---------- EXERCISE DATA ----------
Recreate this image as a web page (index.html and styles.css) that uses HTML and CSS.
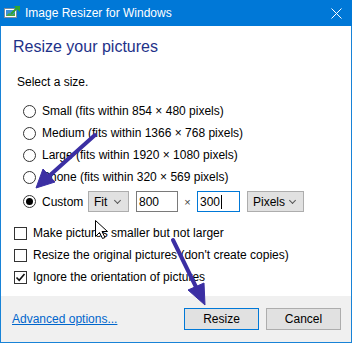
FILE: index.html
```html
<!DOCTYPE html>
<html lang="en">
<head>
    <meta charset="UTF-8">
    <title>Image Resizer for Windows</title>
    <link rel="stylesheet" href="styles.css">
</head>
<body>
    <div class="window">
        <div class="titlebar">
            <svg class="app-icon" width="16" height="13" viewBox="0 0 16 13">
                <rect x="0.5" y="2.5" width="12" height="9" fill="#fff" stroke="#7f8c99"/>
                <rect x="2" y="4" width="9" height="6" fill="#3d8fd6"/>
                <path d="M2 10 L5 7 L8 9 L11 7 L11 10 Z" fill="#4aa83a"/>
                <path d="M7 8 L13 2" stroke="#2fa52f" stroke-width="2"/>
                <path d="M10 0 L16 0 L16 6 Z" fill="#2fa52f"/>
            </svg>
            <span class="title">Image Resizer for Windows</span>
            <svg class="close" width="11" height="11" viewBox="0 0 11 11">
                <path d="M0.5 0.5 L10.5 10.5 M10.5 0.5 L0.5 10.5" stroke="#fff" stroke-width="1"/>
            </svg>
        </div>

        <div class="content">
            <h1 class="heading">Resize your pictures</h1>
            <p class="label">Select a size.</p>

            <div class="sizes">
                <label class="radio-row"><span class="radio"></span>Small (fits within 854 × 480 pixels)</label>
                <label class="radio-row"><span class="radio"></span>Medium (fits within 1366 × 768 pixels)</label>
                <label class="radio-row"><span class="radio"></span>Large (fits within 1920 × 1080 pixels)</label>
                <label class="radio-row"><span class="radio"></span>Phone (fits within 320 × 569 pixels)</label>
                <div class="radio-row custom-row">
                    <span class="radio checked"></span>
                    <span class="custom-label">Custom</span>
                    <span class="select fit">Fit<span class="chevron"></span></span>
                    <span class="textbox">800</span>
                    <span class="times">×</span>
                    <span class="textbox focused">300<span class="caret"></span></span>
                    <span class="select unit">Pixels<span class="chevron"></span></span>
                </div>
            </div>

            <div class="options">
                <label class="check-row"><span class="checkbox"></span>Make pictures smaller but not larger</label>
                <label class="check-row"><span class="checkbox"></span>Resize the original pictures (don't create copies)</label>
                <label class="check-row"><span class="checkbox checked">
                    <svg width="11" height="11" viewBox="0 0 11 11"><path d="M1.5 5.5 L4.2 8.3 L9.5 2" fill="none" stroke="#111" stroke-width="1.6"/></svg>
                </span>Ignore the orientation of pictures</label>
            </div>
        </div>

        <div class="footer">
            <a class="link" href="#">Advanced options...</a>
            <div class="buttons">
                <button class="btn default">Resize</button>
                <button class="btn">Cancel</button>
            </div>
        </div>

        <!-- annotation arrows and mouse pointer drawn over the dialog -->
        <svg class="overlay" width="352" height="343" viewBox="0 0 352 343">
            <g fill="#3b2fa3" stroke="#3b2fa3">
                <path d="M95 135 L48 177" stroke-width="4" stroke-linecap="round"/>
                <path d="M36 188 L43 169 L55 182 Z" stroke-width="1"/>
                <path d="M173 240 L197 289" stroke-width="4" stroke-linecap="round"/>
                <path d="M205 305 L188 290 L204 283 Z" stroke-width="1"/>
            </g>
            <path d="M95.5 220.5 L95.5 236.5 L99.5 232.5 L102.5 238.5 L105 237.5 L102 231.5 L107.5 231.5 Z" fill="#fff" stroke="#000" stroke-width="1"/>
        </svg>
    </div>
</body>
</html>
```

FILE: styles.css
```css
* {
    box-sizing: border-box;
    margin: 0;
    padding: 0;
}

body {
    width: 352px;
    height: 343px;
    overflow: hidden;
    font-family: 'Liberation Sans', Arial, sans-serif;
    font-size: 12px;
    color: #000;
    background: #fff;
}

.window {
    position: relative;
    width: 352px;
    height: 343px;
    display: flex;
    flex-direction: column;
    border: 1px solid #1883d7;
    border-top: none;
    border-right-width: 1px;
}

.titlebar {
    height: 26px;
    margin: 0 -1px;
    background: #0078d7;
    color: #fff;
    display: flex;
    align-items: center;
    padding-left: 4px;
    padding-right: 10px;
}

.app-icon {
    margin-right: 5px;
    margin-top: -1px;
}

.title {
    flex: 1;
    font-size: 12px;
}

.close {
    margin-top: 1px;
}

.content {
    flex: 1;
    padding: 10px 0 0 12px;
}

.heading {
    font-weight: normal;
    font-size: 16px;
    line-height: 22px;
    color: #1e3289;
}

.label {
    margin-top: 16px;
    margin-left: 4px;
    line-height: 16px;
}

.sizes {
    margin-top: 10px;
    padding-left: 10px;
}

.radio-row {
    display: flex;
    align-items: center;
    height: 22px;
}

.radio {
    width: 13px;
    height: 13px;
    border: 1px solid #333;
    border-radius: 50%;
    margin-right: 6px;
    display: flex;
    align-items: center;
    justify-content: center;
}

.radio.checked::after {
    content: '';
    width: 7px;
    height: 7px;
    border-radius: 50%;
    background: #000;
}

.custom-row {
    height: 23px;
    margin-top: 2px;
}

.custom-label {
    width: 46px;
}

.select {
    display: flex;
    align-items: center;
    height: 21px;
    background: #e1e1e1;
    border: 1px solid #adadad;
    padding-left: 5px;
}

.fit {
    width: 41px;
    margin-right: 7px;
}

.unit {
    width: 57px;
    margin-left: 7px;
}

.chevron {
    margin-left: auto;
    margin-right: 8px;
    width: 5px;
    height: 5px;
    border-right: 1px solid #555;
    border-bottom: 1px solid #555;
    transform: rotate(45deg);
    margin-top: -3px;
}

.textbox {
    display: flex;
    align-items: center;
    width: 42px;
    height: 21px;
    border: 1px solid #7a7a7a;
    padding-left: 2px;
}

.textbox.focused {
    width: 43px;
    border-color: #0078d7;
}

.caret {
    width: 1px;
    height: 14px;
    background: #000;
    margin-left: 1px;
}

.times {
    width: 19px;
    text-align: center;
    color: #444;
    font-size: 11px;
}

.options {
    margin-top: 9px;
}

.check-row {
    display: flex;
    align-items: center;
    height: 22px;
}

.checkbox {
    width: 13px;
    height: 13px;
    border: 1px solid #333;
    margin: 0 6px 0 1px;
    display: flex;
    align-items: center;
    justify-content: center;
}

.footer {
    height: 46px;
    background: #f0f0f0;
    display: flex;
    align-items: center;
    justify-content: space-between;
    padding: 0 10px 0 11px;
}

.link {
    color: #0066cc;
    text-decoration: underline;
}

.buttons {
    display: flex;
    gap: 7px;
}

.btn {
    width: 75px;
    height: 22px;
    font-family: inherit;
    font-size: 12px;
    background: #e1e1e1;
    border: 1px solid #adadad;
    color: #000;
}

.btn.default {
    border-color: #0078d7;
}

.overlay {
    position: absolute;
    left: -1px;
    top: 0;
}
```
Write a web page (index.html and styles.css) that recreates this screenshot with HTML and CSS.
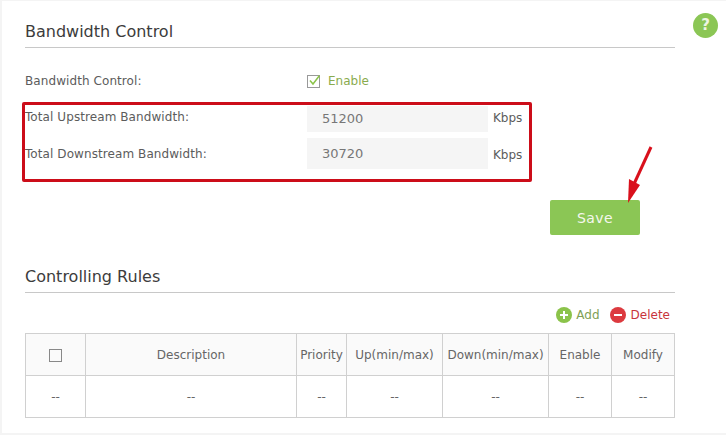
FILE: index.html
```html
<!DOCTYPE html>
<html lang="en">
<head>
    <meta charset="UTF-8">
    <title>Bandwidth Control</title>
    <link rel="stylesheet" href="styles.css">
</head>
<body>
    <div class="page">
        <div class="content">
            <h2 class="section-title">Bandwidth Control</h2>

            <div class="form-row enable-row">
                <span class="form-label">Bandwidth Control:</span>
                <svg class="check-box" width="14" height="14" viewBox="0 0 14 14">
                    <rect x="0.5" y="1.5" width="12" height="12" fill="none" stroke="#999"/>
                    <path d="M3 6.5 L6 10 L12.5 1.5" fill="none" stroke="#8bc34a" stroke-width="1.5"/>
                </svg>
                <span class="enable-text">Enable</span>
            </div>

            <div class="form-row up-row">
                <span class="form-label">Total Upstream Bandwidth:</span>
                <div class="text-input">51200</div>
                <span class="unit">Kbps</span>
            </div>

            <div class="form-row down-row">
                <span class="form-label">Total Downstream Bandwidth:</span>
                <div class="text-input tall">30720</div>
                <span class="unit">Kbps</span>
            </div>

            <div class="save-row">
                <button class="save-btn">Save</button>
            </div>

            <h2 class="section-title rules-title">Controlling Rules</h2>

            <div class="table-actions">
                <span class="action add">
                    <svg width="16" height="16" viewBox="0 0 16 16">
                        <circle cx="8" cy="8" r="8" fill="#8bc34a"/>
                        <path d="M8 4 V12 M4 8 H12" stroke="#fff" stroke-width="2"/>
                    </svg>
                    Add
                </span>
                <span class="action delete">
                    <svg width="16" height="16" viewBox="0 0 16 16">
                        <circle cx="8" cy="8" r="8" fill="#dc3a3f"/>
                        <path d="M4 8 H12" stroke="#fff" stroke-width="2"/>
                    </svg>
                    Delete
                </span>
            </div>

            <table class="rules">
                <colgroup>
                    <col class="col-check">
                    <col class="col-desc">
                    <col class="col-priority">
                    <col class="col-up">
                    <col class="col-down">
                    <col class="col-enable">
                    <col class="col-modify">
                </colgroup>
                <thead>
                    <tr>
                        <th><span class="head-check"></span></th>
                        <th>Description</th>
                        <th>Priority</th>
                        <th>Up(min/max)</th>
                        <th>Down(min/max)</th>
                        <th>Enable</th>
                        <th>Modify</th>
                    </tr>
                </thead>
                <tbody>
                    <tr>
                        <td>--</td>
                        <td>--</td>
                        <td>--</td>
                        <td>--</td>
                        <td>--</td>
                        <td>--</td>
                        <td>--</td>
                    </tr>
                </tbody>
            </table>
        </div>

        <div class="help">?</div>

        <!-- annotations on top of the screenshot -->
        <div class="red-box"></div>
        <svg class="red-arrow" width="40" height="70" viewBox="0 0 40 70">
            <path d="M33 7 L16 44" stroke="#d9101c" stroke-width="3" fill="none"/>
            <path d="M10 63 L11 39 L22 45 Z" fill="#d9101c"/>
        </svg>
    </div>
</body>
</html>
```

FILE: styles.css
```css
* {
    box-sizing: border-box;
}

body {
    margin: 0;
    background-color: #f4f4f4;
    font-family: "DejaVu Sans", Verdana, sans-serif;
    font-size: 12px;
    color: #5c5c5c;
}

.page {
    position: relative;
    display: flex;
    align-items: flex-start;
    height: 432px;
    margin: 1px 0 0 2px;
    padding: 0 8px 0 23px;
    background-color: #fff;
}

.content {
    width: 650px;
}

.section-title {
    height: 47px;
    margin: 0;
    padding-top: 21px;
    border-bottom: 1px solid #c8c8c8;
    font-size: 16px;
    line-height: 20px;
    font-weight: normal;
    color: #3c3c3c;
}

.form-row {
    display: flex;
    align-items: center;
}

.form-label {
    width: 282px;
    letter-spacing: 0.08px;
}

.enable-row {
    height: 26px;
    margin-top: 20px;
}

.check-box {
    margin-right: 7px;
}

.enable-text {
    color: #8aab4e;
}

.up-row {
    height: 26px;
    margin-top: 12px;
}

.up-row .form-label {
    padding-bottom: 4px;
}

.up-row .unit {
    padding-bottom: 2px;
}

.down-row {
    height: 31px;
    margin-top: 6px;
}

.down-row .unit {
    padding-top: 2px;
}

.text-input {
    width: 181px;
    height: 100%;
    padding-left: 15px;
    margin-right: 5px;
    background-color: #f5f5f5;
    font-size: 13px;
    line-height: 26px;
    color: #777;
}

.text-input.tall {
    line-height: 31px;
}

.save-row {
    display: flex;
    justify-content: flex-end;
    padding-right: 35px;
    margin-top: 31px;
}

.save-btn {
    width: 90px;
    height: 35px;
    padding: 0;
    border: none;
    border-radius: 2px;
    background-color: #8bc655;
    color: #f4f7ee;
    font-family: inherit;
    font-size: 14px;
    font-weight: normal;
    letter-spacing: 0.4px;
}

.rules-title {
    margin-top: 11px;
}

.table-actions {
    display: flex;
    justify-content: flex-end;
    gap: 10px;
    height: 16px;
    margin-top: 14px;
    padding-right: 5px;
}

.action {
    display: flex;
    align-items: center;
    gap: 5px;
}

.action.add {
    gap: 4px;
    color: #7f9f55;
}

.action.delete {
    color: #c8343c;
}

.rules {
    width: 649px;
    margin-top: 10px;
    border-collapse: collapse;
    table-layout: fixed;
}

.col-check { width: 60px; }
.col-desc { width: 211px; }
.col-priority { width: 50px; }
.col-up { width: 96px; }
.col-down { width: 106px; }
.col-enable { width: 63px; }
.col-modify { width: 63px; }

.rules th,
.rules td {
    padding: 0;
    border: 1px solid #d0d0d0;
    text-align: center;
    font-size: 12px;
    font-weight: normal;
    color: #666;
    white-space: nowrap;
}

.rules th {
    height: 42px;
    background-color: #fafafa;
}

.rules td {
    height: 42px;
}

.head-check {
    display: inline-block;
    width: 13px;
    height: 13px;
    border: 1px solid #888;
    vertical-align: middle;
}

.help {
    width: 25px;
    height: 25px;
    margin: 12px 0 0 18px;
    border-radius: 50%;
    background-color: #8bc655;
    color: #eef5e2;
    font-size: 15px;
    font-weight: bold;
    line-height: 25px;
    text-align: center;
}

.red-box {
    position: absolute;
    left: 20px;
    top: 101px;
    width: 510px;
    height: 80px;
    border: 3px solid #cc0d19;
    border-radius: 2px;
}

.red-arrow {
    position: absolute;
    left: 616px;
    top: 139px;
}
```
----------
*AIM*: Show every line that contains the word "screenshot".

*FULL OUTPUT*:
Write a web page (index.html and styles.css) that recreates this screenshot with HTML and CSS.
        <!-- annotations on top of the screenshot -->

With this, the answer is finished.